The conference noted that:
- Deregulation of the telecoms industry has dismantled the monopoly structure and its attendant bottlenecks associated with customers’ frustrations and enhanced competitiveness among operators thus increasing value propositions for the customers.
- Despite the laudable achievements in the telecoms industry across Africa, the challenges faced by consumers include Quality of Service (QoS), billing, adequate education on services, consumer and issues pertaining to seeking redress
- The scope and complexity of telecom regulatory activities on the continent has not only shifted from licensing to consumer obligations, it has also increased in dimension and quantum.
- Convergence and emerging technologies have placed new challenges before African regulators, made regulation more complex and has brought about the need for converged regulation
- Multiple- taxations and multiple-regulations are major challenges in most African countries as they inhibit both operators ability to meet service obligations and full experience of consumers through service affordability and availability
- In the telecoms space everyone is a stakeholder and the impact of the transformation in the industry has rubbed off in every sphere of lives of the people and also led to increased teledensity such that un-served and underserved areas in the continent are increasingly experiencing service provisioning.
- The trajectory for Foreign Direct Investment (FDI) in the telecoms industry is upwards, leading to exponential economic growth which has been manifested in direct and indirect jobs creation across the continent.
- Countries on the continent have experienced general and peculiar challenges based on the culture, values, market principles, business model as well as laws and regulations specific to each regulatory jurisdiction.
- There is need for a sustainable and veritable platform for regulators on the continent to engage in peer review mechanism that will give them ample opportunity to critically focus on the consumer interests in the different climes.

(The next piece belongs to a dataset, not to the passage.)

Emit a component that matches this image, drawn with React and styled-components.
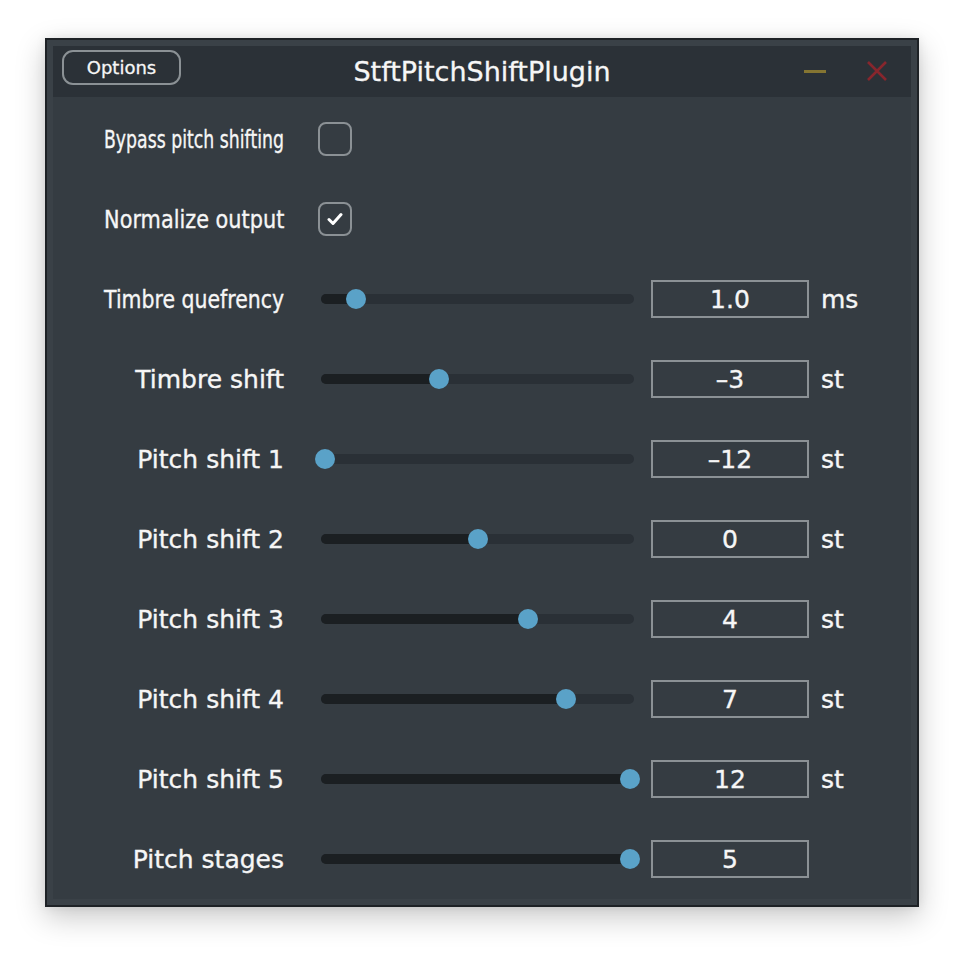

- In order to deepen telecommunications services, regulators need to be responsive to the needs of the telecoms environment by being proactive. A number of regulatory initiatives such as the ones undertaken by the Nigerian regulators are germane including:
- The need for collaboration among other regulatory bodies in order to harmonise the existing policies in such a way that consumer interest is ultimately protected from multi taxation and multi-regulations.
- A strong need to establish compliant resolution mechanism that can effectively address challenges between the service providers and consumers as well as issues arising between operators that could impact on the quality of service delivery to the consumers.

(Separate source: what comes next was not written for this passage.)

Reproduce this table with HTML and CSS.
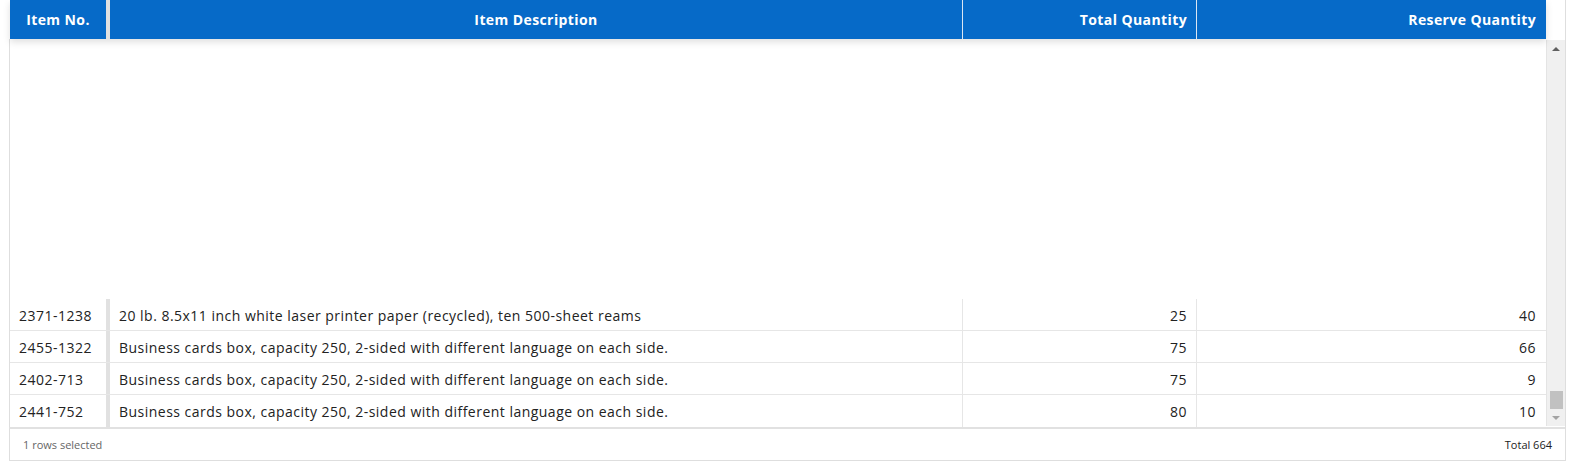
FILE: index.html
```html
<!DOCTYPE html>
<html>
<head>
<meta charset="utf-8">
<link rel="stylesheet" href="styles.css">
</head>
<body>
<div class="grid">
  <div class="main">
    <div class="table">
      <div class="head">
        <div class="hcell c1 center">Item No.</div>
        <div class="divider hdiv"></div>
        <div class="hcell c2 center">Item Description</div>
        <div class="hcell c3 right">Total Quantity</div>
        <div class="hcell c4 right last">Reserve Quantity</div>
      </div>
      <div class="body">
        <div class="rows">
          <div class="row">
            <div class="cell c1">2371-1238</div>
            <div class="divider"></div>
            <div class="cell c2">20 lb. 8.5x11 inch white laser printer paper (recycled), ten 500-sheet reams</div>
            <div class="cell c3 right">25</div>
            <div class="cell c4 right last">40</div>
          </div>
          <div class="row">
            <div class="cell c1">2455-1322</div>
            <div class="divider"></div>
            <div class="cell c2">Business cards box, capacity 250, 2-sided with different language on each side.</div>
            <div class="cell c3 right">75</div>
            <div class="cell c4 right last">66</div>
          </div>
          <div class="row">
            <div class="cell c1">2402-713</div>
            <div class="divider"></div>
            <div class="cell c2">Business cards box, capacity 250, 2-sided with different language on each side.</div>
            <div class="cell c3 right">75</div>
            <div class="cell c4 right last">9</div>
          </div>
          <div class="row">
            <div class="cell c1">2441-752</div>
            <div class="divider"></div>
            <div class="cell c2">Business cards box, capacity 250, 2-sided with different language on each side.</div>
            <div class="cell c3 right">80</div>
            <div class="cell c4 right last">10</div>
          </div>
        </div>
      </div>
    </div>
    <div class="side">
      <div class="side-top"></div>
      <div class="vscroll">
        <div class="arrow up"></div>
        <div class="track"><div class="thumb"></div></div>
        <div class="arrow down"></div>
      </div>
    </div>
  </div>
  <div class="footer">
    <span class="sel">1 rows selected</span>
    <span class="total">Total 664</span>
  </div>
</div>
</body>
</html>
```

FILE: styles.css
```css
html, body {
  margin: 0;
  padding: 0;
  background: #ffffff;
}
body {
  font-family: "Open Sans", "Noto Sans", sans-serif;
  font-size: 14px;
  letter-spacing: 0.4px;
  color: #222;
}
.grid {
  margin-left: 9px;
  width: 1556px;
  border-right: 1px solid #dedede;
}
.main {
  display: flex;
}
.table {
  width: 1537px;
  display: flex;
  flex-direction: column;
}
.head {
  display: flex;
  height: 39px;
  margin-left: 1px;
  background: #066ac8;
  color: #fff;
  font-weight: 700;
  position: relative;
  z-index: 1;
  box-shadow: 0 3px 7px rgba(0, 0, 0, 0.13);
}
.hcell {
  display: flex;
  align-items: center;
  padding: 0 9px;
  box-sizing: border-box;
  border-right: 1px solid #dbe6f3;
  white-space: nowrap;
}
.hcell.center { justify-content: center; }
.hcell.right { justify-content: flex-end; }
.hcell.c1 { border-right: none; }
.hcell.last { border-right: none; padding-right: 10px; }
.c1 { width: 96px; flex: none; }
.c2 { width: 853px; flex: none; }
.c3 { width: 234px; flex: none; }
.c4 { flex: 1; }
.divider {
  width: 4px;
  flex: none;
  background: #e1e1e1;
}
.hdiv { background: #e1e1e1; }
.body {
  height: 388px;
  border-left: 1px solid #dedede;
  display: flex;
  flex-direction: column;
  justify-content: flex-end;
}
.rows {
  display: flex;
  flex-direction: column;
}
.row {
  display: flex;
  height: 32px;
  border-bottom: 1px solid #e6e6e6;
  box-sizing: border-box;
}
.row:last-child { border-bottom: none; }
.cell {
  display: flex;
  align-items: center;
  padding: 1px 9px 0;
  box-sizing: border-box;
  border-right: 1px solid #e6e6e6;
  white-space: nowrap;
  color: #222;
  letter-spacing: 0.48px;
}
.cell.c1 { border-right: none; }
.cell.right { justify-content: flex-end; }
.cell.last { border-right: none; padding-right: 10px; }
.side {
  width: 19px;
  display: flex;
  flex-direction: column;
}
.side-top {
  height: 40px;
  flex: none;
}
.vscroll {
  height: 386px;
  background: #f0f0f0;
  border-left: 1px solid #e4e4e4;
  display: flex;
  flex-direction: column;
  align-items: center;
  box-sizing: border-box;
}
.arrow {
  height: 17px;
  width: 100%;
  flex: none;
  display: flex;
  align-items: center;
  justify-content: center;
}
.arrow.up::before {
  content: "";
  border-left: 4px solid transparent;
  border-right: 4px solid transparent;
  border-bottom: 4px solid #606060;
}
.arrow.down::before {
  content: "";
  border-left: 4px solid transparent;
  border-right: 4px solid transparent;
  border-top: 4px solid #a3a3a3;
}
.track {
  flex: 1;
  width: 100%;
  display: flex;
  flex-direction: column;
  justify-content: flex-end;
  align-items: center;
}
.thumb {
  width: 13px;
  height: 18px;
  background: #c1c1c1;
}
.footer {
  display: flex;
  justify-content: space-between;
  align-items: center;
  height: 34px;
  box-sizing: border-box;
  border-top: 2px solid #e1e1e1;
  border-bottom: 1px solid #dedede;
  border-left: 1px solid #dedede;
  padding: 0 13px;
  font-size: 11px;
  letter-spacing: 0;
}
.sel { color: #666; }
.total { color: #222; }
```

- Consumer is always King and pivotal to the growth of the telecoms industry, as such must be protected
- With the frequent changes in the technology space and the need for the stakeholders to catch up with the evolving trends in the technology space, there is strong emphasis on regulators to focus on trainings and developmental plans
- The regulatory issues concerning land locked states should be given urgent review in order to make such states benefit from the experiences of other African countries.

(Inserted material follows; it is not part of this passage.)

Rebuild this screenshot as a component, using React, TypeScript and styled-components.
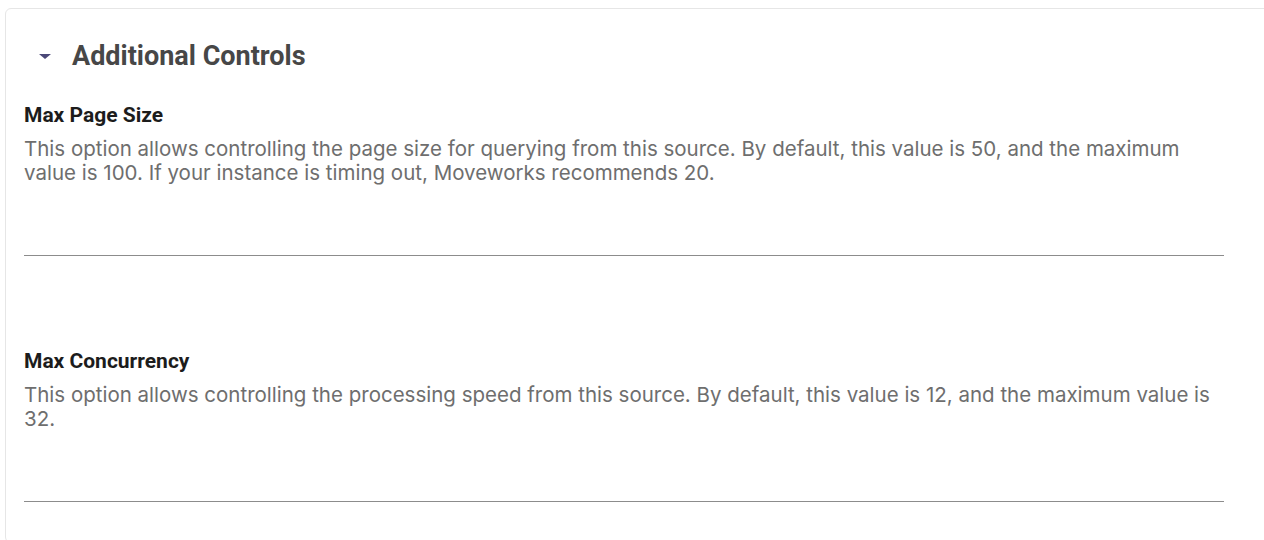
import styled, { createGlobalStyle } from "styled-components";

const GlobalStyle = createGlobalStyle`
  html, body {
    margin: 0;
    padding: 0;
    background: #ffffff;
    overflow: hidden;
  }
`;

const Page = styled.div`
  height: 540px;
  overflow: hidden;
  padding: 8px 0 0 5px;
  box-sizing: border-box;
`;

const Card = styled.section`
  width: 1300px;
  border: 1px solid #e6e6e6;
  border-radius: 6px;
  padding: 18px 0 40px 18px;
  box-sizing: border-box;
`;

const Header = styled.div`
  display: flex;
  align-items: center;
  height: 58px;
  gap: 21px;
`;

const Caret = styled.span`
  width: 0;
  height: 0;
  margin-left: 15px;
  border-left: 6px solid transparent;
  border-right: 6px solid transparent;
  border-top: 5px solid #4b4878;
`;

const Title = styled.h2`
  margin: 0;
  font-family: Roboto, "Liberation Sans", sans-serif;
  font-weight: 700;
  font-size: 27px;
  color: #474747;
`;

const FieldList = styled.div`
  display: flex;
  flex-direction: column;
  gap: 93px;
  width: 1200px;
  margin-top: 18px;
`;

const Field = styled.div`
  display: flex;
  flex-direction: column;
`;

const Label = styled.label`
  font-family: Roboto, "Liberation Sans", sans-serif;
  font-weight: 700;
  font-size: 21px;
  line-height: 24px;
  color: #1c1c1c;
`;

const Description = styled.p`
  margin: 10px 0 0;
  font-family: Inter, "Liberation Sans", sans-serif;
  font-size: 20.5px;
  line-height: 24px;
  color: #6e6e6e;
`;

const Input = styled.input`
  box-sizing: border-box;
  height: 71px;
  border: none;
  border-bottom: 1px solid #8c8c8c;
  outline: none;
  padding: 0;
  font-size: 18px;
  background: transparent;
`;

const fields = [
  {
    label: "Max Page Size",
    text: "This option allows controlling the page size for querying from this source. By default, this value is 50, and the maximum value is 100. If your instance is timing out, Moveworks recommends 20.",
  },
  {
    label: "Max Concurrency",
    text: "This option allows controlling the processing speed from this source. By default, this value is 12, and the maximum value is 32.",
  },
];

export default function App() {
  return (
    <>
      <GlobalStyle />
      <Page>
        <Card>
          <Header>
            <Caret />
            <Title>Additional Controls</Title>
          </Header>
          <FieldList>
            {fields.map((f) => (
              <Field key={f.label}>
                <Label>{f.label}</Label>
                <Description>{f.text}</Description>
                <Input />
              </Field>
            ))}
          </FieldList>
        </Card>
      </Page>
    </>
  );
}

- Despite the glut of undersea cable into some African nations, only single points of landing have been prevalent in most countries. There is a need for landing points to be diversified to other states for redundancy sake.
- African regulators should come up with robust broadband model for national and regional strategies that would ensure strategic deployment and collaboration across the regions
- Stakeholders across Africa need to work assiduously in collaboration to consummate on roaming agreements that will facilitate lower costs of service delivery to the people on the continent.
- African regulators are encouraged to come together under a common platform to fine tune the standards, processes and procedures for dealing with regulatory issues on the continent
- African Telecommunications Union should take over the conference and make it a fully continental affair, thereby rotating it among African countries, based on request by interested countries to host.
- Universal Service Provision Funds (USPFs) play key roles in driving access to the underserved and the un-served.
- There is need for comprehensive legislations to cater for the needs of physically challenged and people with special needs as equal stakeholders and consumers of telecom services on the continent
- The Nigerian regulator, NCC, was commended for its exemplary role in telecommunication regulation in Africa
- The near death of CDMA operation in some African countries is due to multiple regulation and taxation
The Delegates thus resolved:
- To advocate for service neutral licensing that will enable an operator provide telephony, Internet and broadcast services on a single license in the converged ecosystem.
- That telecoms infrastructure should be declared as critical national infrastructure and calls on legislators to pass enabling laws.
- To canvass for a single regional license that will enable an operator in a particular country to operate in any other country within a region once it has a valid operating license from one of the countries in the region.
- To push for equitable access to undersea cable by nations in the continent, particularly the land locked nations on the continent who by reasons of geographical location do not have direct access to the undersea cables
- To encourage regional bodies including national and regional regulators, ATU, African Union Commission, Regional Economic Communities, States Policy Makers to work together to achieve harmonised regulatory document,
- To continuously collaborate to ensure that regulators give priority to protecting consumers of ICT services; and to work with the ATU so as to provide the framework for regulators and all other stakeholders to advance consumers’ interest
- That the first Conference of African Telecom Regulators is one good example of the collective efforts by Africans to establish unity, solidarity, collective self-reliance amongst African countries in building on the principle of pan-Africanism within the ICT space for Consumers
- That effective regulatory framework must have the following key features i.e. independent power of the regulatory authority, decision and rule-making power, accountability, consumer protection, dispute resolution and enforcement powers.
- That International and Regional Mobile Roaming Services can be best resolved through transnational cooperation between African governments and providers through appropriate bilateral, regional and/or international agreements.
- To ensure that regulators ceaselessly motivate, sustain and improve competition within their jurisdictions using tools such as MNP and Determination of Dominance in the market-space.
- That spectrum is universally recognised as a scarce resource and it is evidently being underutilised on the continent, and since spectrum is also borderless, therefore African countries must co-operate in this area to ensure that the dividends of the digital age is available to citizens
- To encourage balanced regulation in order for citizens to enjoy the benefits of the New Media, and authorities should adopt suitable regulatory tools in response to new trends in the industry and the growing need for consumer protection.
- As a result of the increasing challenges of cyber security and e-commerce, authorities must come up with regulation that must protect operator systems and information from cyber-attacks and cybercrimes.
- To enjoin African states to enact legislation to protect minors and other vulnerable people within the society from cybercrimes, pornography and other illicit activities perpetuated over the internet.
- That regional commitment is critical to liberalization and harmonization of regulatory frameworks; and collaboration across the region will also ensure uniformity of standards which will reduce transaction costs, enhance demand and competition.
- That technology cannot be regulated, rather regulators should find efficient ways of regulating the services being proferred by technology.
- The 2nd Conference of African Telecom Regulators on Consumer Affairs will be announced and made known to delegates later.